At Haus der Kunst Tieu appears in single combat with contemporary migration policy. For the installation Zugzwang she has penned an auto-fictitious narrative about a bureaucrat named ‘Mr Stevens’ who executes European border control. Visitors enter his study (or maybe his bunker or cell): there’s a desktop computer, a revolving armchair and large black shelves. He owns a baby pink piggy bank, a Russian calendar – where Vladimir Putin is pictured dopily lighting an Eastern Orthodox candle – and liquorice leather gloves. A newspaper clipping, glossy heart-shaped stickers and a polaroid are pinned to his notice board. The photograph depicts a young Tieu perched on a German ‘POLIZEI’ motorbike. Is Mr Stevens her daddy?

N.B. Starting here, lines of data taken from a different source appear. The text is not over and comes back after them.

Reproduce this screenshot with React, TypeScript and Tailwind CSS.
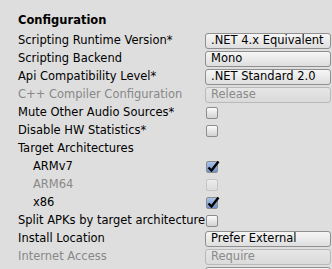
import React from 'react';

type Row =
  | { kind: 'select'; label: string; value: string; disabled?: boolean }
  | { kind: 'check'; label: string; checked?: boolean; disabled?: boolean; indent?: boolean }
  | { kind: 'label'; label: string };

const rows: Row[] = [
  { kind: 'select', label: 'Scripting Runtime Version*', value: '.NET 4.x Equivalent' },
  { kind: 'select', label: 'Scripting Backend', value: 'Mono' },
  { kind: 'select', label: 'Api Compatibility Level*', value: '.NET Standard 2.0' },
  { kind: 'select', label: 'C++ Compiler Configuration', value: 'Release', disabled: true },
  { kind: 'check', label: 'Mute Other Audio Sources*' },
  { kind: 'check', label: 'Disable HW Statistics*' },
  { kind: 'label', label: 'Target Architectures' },
  { kind: 'check', label: 'ARMv7', checked: true, indent: true },
  { kind: 'check', label: 'ARM64', disabled: true, indent: true },
  { kind: 'check', label: 'x86', checked: true, indent: true },
  { kind: 'check', label: 'Split APKs by target architecture' },
  { kind: 'select', label: 'Install Location', value: 'Prefer External' },
  { kind: 'select', label: 'Internet Access', value: 'Require', disabled: true },
  { kind: 'select', label: '', value: '' },
];

const Checkbox = ({ checked, disabled }: { checked?: boolean; disabled?: boolean }) => {
  if (disabled) {
    return <div className="w-[12px] h-[12px] rounded-[2px] border border-[#c4c4c4] bg-gradient-to-b from-[#ececec] to-[#dcdcdc]" />;
  }
  return (
    <div
      className={`relative w-[12px] h-[12px] rounded-[2px] border border-[#8c8c8c] bg-gradient-to-b ${
        checked ? 'from-[#a9c3ea] to-[#6f92c9]' : 'from-[#fbfbfb] to-[#d2d2d2]'
      }`}
    >
      {checked && (
        <svg className="absolute left-[-1px] top-[-3px]" width="14" height="14" viewBox="0 0 14 14">
          <path d="M2.5 8.5 L5.5 11.5 L12.5 2.5" fill="none" stroke="#000" strokeWidth="2.4" />
        </svg>
      )}
    </div>
  );
};

const Select = ({ value, disabled }: { value: string; disabled?: boolean }) => (
  <div
    className={`h-[16px] w-[126px] rounded-[3px] border pl-[5px] flex items-center leading-none bg-gradient-to-b ${
      disabled
        ? 'border-[#b9b9b9] from-[#e6e6e6] to-[#dadada] text-[#8a8a8a]'
        : 'border-[#8f8f8f] from-[#f6f6f6] to-[#dedede] text-black'
    }`}
  >
    {value}
  </div>
);

export default function App() {
  return (
    <div
      className="w-[332px] h-[269px] overflow-hidden bg-[#dedede] pt-[12px] pl-[18px] text-[11.5px]"
      style={{ fontFamily: '"DejaVu Sans", Verdana, sans-serif' }}
    >
      <div className="h-[18px] flex items-center font-bold text-black">Configuration</div>
      <div className="mt-[2px]">
        {rows.map((r, i) => {
          const disabled = r.kind !== 'label' && r.disabled;
          return (
            <div key={i} className="h-[18px] flex items-center whitespace-nowrap">
              <div
                className={`w-[187px] shrink-0 ${r.kind === 'check' && r.indent ? 'pl-[15px]' : ''} ${
                  disabled ? 'text-[#888]' : 'text-black'
                }`}
              >
                {r.label}
              </div>
              {r.kind === 'select' && <Select value={r.value} disabled={r.disabled} />}
              {r.kind === 'check' && (
                <div className="ml-[1px]">
                  <Checkbox checked={r.checked} disabled={r.disabled} />
                </div>
              )}
            </div>
          );
        })}
      </div>
    </div>
  );
}
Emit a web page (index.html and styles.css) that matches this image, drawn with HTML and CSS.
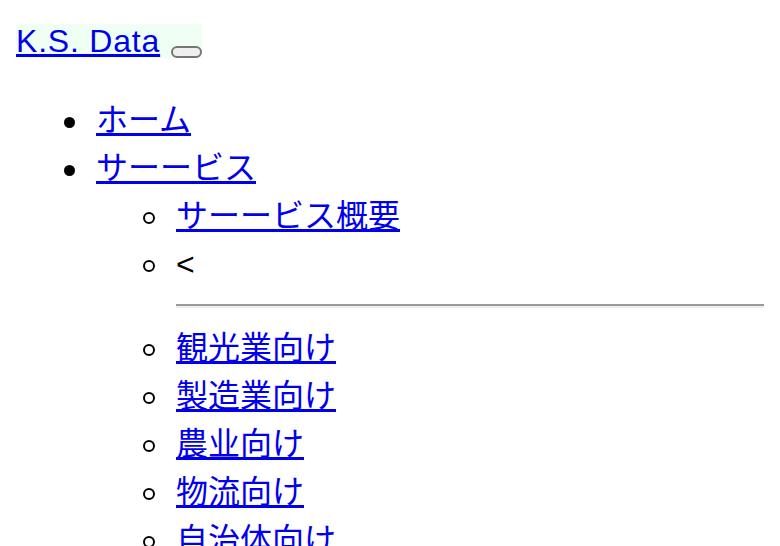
FILE: index.html
```html
<!DOCTYPE html>
<html lang="ja">
<head>
<meta charset="utf-8">
<title>K.S. Data</title>
<link rel="stylesheet" href="styles.css">
</head>
<body>
<header class="site-header">
  <a class="brand" href="#">K.S. Data</a>
  <button class="menu-toggle" type="button"></button>
</header>
<nav class="site-nav">
  <ul class="nav-list">
    <li><a href="#">ホーム</a></li>
    <li><a href="#">サーービス</a>
      <ul class="sub-list">
        <li><a href="#">サーービス概要</a></li>
        <li>&lt;</li>
        <li class="sep"><hr></li>
        <li><a href="#">観光業向け</a></li>
        <li><a href="#">製造業向け</a></li>
        <li><a href="#">農业向け</a></li>
        <li><a href="#">物流向け</a></li>
        <li><a href="#">自治体向け</a></li>
      </ul>
    </li>
  </ul>
</nav>
</body>
</html>
```

FILE: styles.css
```css
html, body {
  margin: 0;
  padding: 0;
  background: #ffffff;
}

body {
  padding: 24px 16px 0 16px;
  font-family: "Liberation Sans", "Noto Sans CJK JP", sans-serif;
  font-size: 32px;
  color: #000000;
}

a {
  color: #0000ee;
}

.site-header {
  display: flex;
  align-items: flex-end;
  width: fit-content;
  background: #effff4;
}

.brand {
  line-height: 34px;
  letter-spacing: 0.8px;
}

.menu-toggle {
  box-sizing: border-box;
  width: 31px;
  height: 12px;
  margin: 0 0 0 11px;
  padding: 0;
  border: 2px solid #767676;
  border-radius: 6px;
  background: #efefef;
}

.site-nav {
  margin-top: 38px;
}

.nav-list {
  margin: 0;
  padding-left: 80px;
  list-style: none;
  line-height: 48px;
}

.nav-list > li::before {
  content: "";
  display: inline-block;
  box-sizing: border-box;
  width: 11px;
  height: 11px;
  margin: 21px 21px 0 -32px;
  border-radius: 50%;
  background: #000000;
  vertical-align: top;
}

.sub-list {
  margin: 0;
  padding-left: 80px;
  list-style: none;
}

.sub-list > li::before {
  content: "";
  display: inline-block;
  box-sizing: border-box;
  width: 12px;
  height: 12px;
  margin: 20px 21px 0 -33px;
  border: 2px solid #000000;
  border-radius: 50%;
  background: transparent;
  vertical-align: top;
}

.sub-list > li.sep::before {
  content: none;
}

.sep hr {
  margin: 16px 0;
  border: 0;
  border-top: 2px solid #9a9a9a;
  border-bottom: 2px solid #eeeeee;
  height: 0;
}
```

The cut-out interview with Mr Stevens affixed to the metal board – Manning the Deck – mentions his ‘strong national pride’ that is being frowned upon in more ‘cosmopolitan’ centres. He loves Richard Wagner, whose fairytale instrumentals emanate from hidden speakers, and comprise Tieu’s sonic sigil for grotesquerie (a sound piece titled Zugzwang). Through a subtle remilitarisation of Fascist aesthetics (Wagner was also Hitler’s most played), Tieu sharpens the misanthropy latent in our present asylum administration. She also references her own memories of displacement. Behind the prison stools of Monologue 1 3, lasers have engraved chrome sheets to create a terrain of noxious dripping flames. They evoke the vespertine forest between the Czech Republic and Germany, which Tieu and her family safely crossed in 1992.

 

To flow the adrenaline in your veins: imagine that one of Fyodor Doystoevsky’s government clerks – those fomenters of silent evil in The Double (1866) – began implementing post-Brexit immigration technology. Instead of a painting, they have framed thirty-one official asylum, registration and naturalisation application forms on the office wall. These documents cannot be assigned to a particular country. But the kinds of ominous questions they ask – have you ever been a member of a terrorist organisation? Spent time in a detention facility? Confined to a mental institution? Are you a prostitute? A drunkard? – reflect real examples. Collectively titled Alekhine’s Defence, this work shows, jarringly, how disparate aspects of a refugee’s life can have devastating consequences when seeking protection. A delicately pencilled chess match (in thirty-one moves) also appears over each page, allegorically reducing the process to a game of mathematical conflict. In a duel against the Nation State’s dark knights, it seems, the alien is always the loser.

 


[1] Adam Entous and John Lee Adamson, ‘The Mystery of the Havana Syndrome’, The New Yorker, November 2018. 

[2] Nathalie Olah, Steal as Much as You Can: How to Win the Culture Wars in the Age of Austerity, 2019, p.189.

[3] Maggie Nelson, The Art of Cruelty, 2011, p.13.